*Given data:*
========================================================================
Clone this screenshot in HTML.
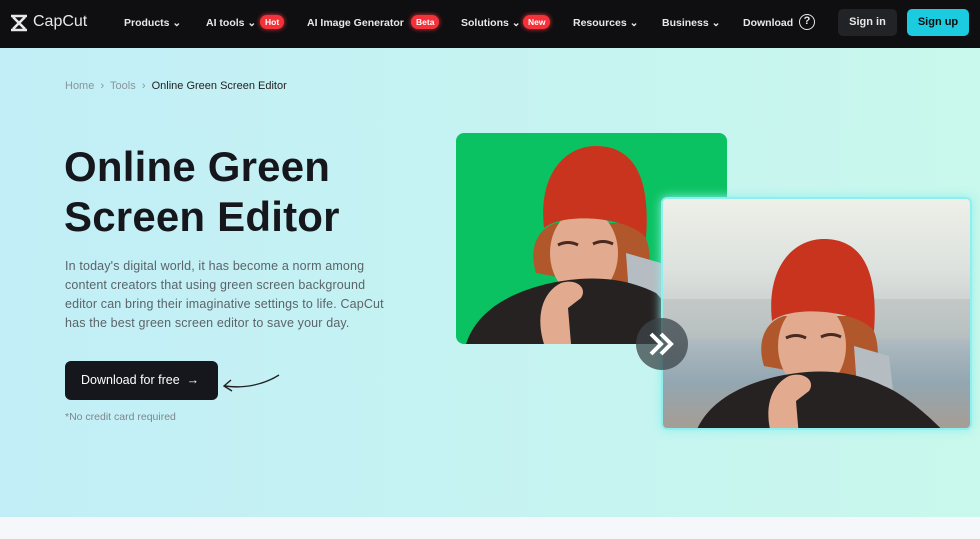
========================================================================
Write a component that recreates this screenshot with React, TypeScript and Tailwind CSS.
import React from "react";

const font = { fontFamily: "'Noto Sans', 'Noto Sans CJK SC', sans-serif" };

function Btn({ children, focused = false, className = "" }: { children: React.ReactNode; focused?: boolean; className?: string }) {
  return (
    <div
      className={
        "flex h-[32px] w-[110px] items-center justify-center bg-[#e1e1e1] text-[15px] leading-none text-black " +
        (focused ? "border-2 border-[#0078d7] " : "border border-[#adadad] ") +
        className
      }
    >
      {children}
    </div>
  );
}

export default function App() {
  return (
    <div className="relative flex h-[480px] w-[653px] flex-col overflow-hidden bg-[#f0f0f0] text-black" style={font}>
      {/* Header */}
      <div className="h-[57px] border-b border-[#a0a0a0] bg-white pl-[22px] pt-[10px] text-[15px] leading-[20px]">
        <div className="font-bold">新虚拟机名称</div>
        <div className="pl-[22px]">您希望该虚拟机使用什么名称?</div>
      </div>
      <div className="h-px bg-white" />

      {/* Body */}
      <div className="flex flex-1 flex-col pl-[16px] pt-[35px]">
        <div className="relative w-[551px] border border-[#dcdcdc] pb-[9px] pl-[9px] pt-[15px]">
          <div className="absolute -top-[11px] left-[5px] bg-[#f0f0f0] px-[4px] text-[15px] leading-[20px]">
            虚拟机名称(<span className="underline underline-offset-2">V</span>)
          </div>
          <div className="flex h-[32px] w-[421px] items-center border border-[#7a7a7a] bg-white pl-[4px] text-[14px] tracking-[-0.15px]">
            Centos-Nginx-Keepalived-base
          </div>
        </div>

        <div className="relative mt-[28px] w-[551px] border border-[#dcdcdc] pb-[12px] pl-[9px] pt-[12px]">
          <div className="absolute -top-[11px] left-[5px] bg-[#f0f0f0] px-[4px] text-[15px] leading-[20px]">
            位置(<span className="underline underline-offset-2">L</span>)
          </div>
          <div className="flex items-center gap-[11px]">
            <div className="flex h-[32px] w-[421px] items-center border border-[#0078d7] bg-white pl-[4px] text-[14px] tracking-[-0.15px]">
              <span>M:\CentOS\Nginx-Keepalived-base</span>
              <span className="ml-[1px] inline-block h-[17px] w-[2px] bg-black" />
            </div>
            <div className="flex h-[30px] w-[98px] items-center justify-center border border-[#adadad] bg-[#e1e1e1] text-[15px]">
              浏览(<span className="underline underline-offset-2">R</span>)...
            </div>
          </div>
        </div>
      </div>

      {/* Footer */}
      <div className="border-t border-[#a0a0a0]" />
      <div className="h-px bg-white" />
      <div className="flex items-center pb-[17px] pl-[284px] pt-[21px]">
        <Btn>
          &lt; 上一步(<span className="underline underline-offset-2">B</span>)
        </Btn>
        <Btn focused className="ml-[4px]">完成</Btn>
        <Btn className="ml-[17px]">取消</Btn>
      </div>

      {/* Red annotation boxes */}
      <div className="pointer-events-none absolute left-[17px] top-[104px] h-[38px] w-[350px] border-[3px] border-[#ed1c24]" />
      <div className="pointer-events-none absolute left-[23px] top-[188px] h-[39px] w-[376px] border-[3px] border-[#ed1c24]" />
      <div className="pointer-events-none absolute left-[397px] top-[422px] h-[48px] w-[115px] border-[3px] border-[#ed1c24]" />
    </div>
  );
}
========================================================================
*The problem:*
Each line from the line with "Write a component" to the line with "Sans', 'Noto Sans" is to be echoed exactly; both boundary lines are included, and nothing else is to be output.

*Expected answer:*
Write a component that recreates this screenshot with React, TypeScript and Tailwind CSS.
import React from "react";

const font = { fontFamily: "'Noto Sans', 'Noto Sans CJK SC', sans-serif" };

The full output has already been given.